**Short exercise**
Extract the lines that hold the string "components".
>> START Task input
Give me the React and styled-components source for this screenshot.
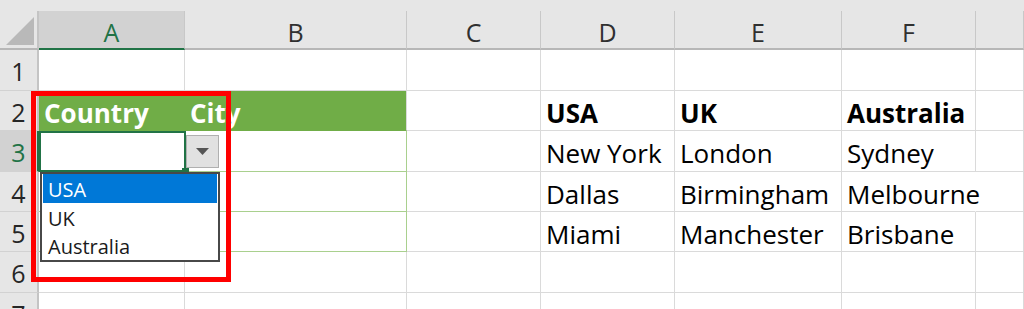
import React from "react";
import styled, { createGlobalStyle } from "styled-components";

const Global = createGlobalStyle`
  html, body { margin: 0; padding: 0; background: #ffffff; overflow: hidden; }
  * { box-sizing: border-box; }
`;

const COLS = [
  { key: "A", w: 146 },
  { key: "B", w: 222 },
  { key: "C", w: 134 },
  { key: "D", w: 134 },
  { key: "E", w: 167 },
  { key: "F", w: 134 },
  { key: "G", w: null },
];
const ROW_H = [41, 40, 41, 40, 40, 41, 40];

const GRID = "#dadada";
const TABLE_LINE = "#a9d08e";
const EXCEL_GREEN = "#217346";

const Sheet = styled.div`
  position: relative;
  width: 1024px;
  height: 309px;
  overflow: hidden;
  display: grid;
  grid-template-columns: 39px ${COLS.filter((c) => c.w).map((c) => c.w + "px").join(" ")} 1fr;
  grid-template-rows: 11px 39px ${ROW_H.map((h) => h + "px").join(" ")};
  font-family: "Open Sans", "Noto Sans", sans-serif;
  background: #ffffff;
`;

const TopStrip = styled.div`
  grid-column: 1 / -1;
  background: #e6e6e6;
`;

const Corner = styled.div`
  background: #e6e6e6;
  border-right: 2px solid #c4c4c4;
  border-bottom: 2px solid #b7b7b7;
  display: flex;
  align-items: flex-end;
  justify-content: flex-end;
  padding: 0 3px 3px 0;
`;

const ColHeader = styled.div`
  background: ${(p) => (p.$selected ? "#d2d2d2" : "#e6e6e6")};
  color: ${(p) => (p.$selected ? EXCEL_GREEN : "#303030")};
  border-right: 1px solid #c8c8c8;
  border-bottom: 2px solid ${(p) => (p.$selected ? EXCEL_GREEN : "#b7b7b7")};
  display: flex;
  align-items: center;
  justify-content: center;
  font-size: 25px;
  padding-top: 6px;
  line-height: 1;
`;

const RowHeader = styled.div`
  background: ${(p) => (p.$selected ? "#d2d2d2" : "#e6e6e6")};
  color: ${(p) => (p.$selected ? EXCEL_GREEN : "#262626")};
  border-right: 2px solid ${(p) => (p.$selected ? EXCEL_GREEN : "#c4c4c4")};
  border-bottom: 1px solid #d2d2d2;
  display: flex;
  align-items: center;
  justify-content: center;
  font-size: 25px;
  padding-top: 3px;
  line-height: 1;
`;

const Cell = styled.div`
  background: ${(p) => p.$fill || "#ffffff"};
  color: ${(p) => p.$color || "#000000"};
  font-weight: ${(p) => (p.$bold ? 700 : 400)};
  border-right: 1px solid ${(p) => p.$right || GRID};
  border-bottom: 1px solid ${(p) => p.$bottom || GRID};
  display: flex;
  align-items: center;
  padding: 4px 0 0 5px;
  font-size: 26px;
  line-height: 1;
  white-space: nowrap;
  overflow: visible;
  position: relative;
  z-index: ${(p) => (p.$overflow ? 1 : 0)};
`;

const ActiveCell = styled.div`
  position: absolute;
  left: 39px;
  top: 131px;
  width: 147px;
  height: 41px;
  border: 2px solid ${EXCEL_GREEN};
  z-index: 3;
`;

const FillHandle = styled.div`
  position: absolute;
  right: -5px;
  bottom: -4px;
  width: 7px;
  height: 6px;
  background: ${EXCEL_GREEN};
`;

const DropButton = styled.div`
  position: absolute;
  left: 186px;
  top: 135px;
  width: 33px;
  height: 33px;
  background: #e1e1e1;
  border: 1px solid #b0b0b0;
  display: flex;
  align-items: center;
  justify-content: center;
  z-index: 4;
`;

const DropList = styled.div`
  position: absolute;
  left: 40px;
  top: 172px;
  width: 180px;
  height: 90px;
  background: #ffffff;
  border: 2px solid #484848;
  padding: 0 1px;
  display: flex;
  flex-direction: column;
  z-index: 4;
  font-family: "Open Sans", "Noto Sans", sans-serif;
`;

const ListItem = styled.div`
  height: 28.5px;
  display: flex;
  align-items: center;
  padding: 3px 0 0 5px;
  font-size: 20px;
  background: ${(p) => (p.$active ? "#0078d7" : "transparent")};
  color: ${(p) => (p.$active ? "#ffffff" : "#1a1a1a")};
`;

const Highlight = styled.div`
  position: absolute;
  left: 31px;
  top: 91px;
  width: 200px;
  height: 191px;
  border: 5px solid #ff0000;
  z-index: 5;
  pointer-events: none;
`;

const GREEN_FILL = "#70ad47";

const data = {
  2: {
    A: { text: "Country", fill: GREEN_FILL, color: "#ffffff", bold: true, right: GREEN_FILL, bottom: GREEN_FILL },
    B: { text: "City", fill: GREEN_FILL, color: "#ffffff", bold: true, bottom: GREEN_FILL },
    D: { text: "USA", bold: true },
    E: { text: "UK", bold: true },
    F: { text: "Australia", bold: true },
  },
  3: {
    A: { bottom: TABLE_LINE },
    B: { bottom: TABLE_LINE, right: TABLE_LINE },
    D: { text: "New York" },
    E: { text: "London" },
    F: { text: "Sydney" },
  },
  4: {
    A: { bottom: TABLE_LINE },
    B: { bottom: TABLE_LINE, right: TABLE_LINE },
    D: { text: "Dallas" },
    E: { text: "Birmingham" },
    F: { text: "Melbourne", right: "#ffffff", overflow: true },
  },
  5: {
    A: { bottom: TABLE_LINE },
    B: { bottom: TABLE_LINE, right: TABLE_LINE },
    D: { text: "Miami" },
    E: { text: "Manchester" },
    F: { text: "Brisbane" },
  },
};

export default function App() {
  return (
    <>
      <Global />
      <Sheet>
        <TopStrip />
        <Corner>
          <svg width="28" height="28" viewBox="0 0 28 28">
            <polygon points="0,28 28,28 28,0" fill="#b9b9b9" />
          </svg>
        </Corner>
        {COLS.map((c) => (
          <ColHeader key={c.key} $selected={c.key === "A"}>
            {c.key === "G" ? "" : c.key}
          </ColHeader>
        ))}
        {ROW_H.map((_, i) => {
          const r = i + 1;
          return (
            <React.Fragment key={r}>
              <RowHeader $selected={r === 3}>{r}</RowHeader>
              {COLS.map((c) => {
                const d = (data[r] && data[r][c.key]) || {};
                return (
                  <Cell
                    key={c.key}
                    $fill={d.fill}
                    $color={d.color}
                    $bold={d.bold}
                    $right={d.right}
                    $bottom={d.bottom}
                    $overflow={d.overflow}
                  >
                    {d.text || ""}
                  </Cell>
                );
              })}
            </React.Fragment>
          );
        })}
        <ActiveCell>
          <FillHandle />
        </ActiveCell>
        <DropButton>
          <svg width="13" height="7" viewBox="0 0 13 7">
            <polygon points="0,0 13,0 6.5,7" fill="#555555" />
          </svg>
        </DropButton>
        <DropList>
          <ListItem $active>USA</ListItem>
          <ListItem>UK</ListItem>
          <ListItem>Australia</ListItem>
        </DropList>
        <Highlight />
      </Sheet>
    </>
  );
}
>> END Task input
>> START Task input
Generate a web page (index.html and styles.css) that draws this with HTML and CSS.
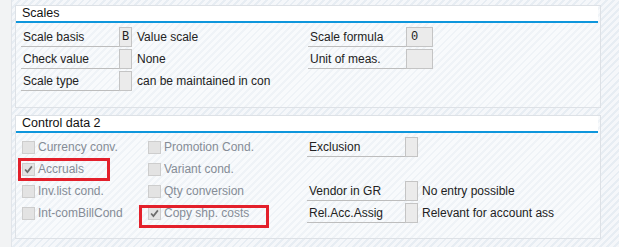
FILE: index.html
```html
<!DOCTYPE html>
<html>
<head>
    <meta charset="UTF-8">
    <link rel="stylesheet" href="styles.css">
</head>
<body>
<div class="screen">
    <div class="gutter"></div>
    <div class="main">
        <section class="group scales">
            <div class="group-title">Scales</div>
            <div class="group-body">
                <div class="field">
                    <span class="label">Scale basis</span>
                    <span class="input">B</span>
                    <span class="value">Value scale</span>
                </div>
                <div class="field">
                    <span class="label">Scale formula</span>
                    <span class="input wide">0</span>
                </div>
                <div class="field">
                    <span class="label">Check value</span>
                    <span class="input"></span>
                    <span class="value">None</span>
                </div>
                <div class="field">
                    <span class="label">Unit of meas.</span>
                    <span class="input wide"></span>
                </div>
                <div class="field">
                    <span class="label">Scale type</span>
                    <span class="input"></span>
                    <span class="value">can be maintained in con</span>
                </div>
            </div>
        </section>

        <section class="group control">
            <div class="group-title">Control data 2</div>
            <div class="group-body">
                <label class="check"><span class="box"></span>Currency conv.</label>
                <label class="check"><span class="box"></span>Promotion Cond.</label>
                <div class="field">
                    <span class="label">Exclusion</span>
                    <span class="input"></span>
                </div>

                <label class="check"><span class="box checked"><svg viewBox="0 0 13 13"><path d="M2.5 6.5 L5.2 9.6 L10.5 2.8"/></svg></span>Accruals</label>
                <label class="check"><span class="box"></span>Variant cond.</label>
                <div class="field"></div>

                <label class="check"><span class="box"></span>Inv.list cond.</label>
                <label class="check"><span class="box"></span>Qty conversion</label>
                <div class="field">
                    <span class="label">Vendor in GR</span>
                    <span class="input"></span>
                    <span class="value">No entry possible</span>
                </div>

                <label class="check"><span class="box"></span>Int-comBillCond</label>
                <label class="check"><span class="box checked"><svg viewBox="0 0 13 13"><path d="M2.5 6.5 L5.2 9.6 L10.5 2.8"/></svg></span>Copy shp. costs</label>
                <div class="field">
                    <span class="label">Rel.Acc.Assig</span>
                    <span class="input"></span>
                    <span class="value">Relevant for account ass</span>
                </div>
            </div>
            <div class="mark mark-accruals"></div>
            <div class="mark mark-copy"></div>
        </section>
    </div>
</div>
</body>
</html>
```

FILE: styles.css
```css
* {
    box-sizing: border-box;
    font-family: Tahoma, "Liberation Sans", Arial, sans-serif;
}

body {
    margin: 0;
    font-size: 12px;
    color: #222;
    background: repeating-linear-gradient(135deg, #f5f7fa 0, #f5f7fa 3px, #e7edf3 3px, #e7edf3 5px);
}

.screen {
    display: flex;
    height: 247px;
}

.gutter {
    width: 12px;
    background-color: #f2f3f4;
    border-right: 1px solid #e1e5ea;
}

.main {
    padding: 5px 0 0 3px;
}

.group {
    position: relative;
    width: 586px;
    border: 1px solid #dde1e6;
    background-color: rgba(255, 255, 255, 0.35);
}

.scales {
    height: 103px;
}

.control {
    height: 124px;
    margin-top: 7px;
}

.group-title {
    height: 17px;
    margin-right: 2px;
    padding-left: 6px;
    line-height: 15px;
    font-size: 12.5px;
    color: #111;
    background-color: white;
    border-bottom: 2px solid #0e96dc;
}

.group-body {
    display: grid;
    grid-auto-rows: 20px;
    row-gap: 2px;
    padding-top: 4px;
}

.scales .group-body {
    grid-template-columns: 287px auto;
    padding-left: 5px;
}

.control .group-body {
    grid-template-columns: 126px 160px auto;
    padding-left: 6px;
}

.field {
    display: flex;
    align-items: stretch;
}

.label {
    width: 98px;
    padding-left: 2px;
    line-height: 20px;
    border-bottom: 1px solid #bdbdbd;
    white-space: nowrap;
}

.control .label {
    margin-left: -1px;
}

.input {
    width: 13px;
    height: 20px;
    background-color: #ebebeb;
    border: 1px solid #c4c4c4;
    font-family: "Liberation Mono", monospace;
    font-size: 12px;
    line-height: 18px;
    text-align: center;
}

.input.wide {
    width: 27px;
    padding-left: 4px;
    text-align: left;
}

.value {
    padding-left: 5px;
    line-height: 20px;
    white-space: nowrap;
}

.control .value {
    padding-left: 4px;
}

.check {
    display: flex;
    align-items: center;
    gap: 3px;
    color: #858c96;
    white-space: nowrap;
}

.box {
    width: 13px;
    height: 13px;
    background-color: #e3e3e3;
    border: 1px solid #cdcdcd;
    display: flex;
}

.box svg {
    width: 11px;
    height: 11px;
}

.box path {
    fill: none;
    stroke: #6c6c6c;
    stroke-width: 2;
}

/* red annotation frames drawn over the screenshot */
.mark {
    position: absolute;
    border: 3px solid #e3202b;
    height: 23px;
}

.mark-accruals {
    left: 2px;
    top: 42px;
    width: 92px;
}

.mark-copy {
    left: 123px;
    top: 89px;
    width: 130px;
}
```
>> END Task input
**Expected output**
Give me the React and styled-components source for this screenshot.
import styled, { createGlobalStyle } from "styled-components";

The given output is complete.